* _INPUT RECORDS_

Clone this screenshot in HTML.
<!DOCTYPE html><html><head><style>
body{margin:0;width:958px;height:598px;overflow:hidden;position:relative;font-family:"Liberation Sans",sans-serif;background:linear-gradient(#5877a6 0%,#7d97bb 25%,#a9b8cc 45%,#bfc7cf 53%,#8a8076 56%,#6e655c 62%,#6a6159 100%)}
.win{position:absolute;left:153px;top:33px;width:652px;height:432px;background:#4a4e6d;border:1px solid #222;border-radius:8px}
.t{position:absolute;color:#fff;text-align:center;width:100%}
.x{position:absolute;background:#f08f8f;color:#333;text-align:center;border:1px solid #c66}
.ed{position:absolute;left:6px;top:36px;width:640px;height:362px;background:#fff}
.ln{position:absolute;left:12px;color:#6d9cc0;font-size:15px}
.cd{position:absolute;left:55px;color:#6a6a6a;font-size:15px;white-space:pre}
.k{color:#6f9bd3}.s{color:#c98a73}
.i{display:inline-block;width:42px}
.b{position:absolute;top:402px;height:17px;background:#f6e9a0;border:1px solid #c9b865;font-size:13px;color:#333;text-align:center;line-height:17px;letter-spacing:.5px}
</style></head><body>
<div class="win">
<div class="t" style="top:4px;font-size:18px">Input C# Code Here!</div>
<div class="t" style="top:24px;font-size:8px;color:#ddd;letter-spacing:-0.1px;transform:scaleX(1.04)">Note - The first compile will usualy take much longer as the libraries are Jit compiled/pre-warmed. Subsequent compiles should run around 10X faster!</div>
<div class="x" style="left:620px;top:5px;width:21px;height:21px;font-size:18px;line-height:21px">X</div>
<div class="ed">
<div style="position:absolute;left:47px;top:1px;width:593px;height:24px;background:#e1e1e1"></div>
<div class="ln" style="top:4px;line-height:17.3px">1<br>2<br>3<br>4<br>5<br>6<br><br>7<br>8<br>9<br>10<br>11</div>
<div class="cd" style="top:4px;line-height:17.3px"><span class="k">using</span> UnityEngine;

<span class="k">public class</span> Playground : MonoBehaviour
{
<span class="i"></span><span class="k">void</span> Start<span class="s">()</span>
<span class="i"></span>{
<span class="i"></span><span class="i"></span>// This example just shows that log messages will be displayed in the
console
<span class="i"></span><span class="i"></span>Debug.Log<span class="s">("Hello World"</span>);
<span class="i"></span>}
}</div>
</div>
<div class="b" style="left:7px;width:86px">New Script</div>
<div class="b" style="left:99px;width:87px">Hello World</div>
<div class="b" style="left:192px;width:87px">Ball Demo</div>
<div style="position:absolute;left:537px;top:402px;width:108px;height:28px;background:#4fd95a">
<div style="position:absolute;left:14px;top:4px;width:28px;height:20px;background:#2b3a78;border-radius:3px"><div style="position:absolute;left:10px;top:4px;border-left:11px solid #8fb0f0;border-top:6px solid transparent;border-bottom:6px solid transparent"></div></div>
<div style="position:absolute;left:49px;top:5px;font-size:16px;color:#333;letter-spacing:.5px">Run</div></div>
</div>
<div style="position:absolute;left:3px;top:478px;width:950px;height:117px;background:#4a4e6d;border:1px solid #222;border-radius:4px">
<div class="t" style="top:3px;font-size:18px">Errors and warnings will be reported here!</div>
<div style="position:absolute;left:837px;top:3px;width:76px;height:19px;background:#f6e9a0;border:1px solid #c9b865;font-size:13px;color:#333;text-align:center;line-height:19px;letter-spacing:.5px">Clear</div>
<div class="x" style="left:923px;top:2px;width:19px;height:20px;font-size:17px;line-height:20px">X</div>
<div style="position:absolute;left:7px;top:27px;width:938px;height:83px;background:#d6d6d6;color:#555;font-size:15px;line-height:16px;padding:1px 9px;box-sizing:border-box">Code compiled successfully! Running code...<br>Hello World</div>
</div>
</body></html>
--
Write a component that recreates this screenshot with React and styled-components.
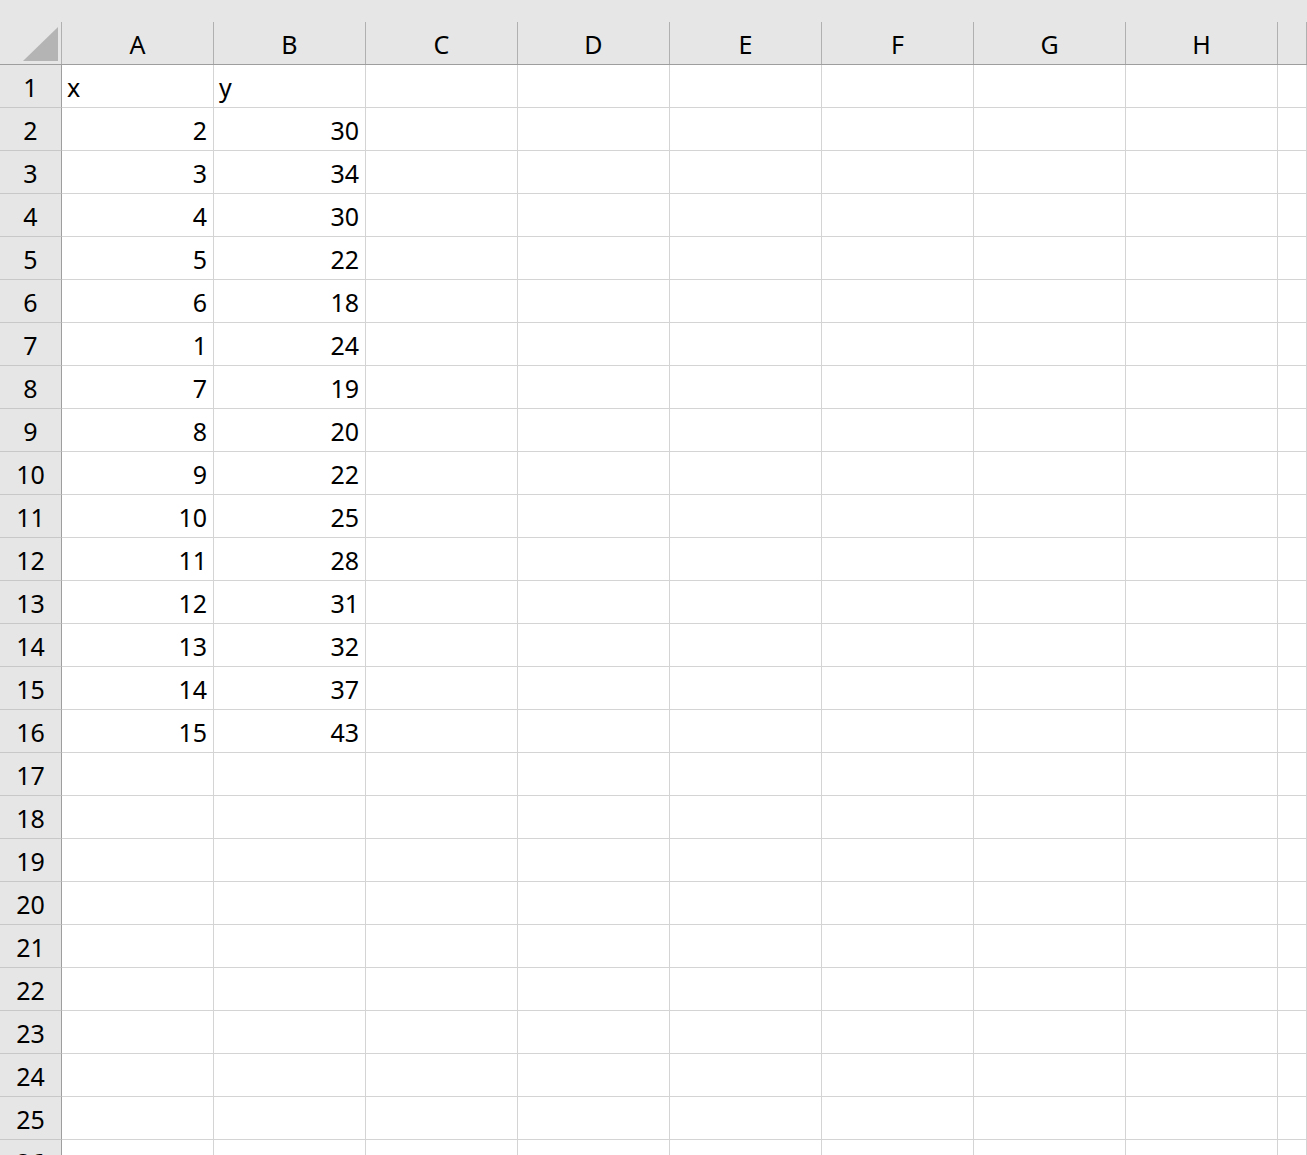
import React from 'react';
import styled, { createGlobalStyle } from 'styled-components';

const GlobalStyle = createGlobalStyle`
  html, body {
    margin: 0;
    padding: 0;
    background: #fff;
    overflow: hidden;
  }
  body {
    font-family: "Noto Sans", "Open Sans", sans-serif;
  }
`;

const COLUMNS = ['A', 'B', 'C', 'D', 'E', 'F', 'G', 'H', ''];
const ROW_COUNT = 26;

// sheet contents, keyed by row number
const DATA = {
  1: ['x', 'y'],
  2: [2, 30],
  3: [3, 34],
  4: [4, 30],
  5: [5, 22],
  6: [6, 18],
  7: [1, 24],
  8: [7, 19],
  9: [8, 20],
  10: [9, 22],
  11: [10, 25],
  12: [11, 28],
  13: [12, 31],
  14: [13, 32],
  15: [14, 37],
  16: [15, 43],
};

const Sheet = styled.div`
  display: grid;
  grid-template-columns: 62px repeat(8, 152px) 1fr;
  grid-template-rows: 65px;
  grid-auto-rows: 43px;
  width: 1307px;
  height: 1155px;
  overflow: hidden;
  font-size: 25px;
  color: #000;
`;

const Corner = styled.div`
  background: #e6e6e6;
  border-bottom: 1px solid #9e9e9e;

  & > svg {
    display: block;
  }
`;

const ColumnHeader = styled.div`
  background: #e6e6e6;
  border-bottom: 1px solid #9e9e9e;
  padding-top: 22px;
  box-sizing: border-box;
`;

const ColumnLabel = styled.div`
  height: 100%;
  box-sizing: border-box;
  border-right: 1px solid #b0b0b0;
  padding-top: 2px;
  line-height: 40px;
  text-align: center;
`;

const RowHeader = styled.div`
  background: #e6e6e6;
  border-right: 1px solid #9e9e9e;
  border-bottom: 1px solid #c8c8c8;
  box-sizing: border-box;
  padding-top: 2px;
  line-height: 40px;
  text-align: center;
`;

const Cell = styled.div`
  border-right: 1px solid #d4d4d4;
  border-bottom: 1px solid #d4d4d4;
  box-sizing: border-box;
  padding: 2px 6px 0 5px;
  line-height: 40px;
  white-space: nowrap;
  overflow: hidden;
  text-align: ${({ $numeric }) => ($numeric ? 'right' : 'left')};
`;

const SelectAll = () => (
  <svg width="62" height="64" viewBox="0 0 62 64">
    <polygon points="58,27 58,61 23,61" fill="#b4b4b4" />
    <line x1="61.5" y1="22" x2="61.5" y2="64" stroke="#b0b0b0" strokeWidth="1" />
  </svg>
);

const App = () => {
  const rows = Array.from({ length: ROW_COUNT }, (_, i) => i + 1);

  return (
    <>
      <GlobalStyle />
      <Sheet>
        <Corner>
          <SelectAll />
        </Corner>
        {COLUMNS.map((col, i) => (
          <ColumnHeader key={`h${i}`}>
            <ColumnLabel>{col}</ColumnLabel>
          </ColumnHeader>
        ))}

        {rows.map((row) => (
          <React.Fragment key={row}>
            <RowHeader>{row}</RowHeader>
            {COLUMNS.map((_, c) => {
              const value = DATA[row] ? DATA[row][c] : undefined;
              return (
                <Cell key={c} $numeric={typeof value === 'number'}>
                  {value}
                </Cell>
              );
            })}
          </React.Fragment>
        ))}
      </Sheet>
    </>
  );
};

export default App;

* _WHAT YOU WILL DO_
Using the material above, gather every line that includes "React".

* _OUTPUT OF THE EXERCISE_
Write a component that recreates this screenshot with React and styled-components.
import React from 'react';
          <React.Fragment key={row}>
          </React.Fragment>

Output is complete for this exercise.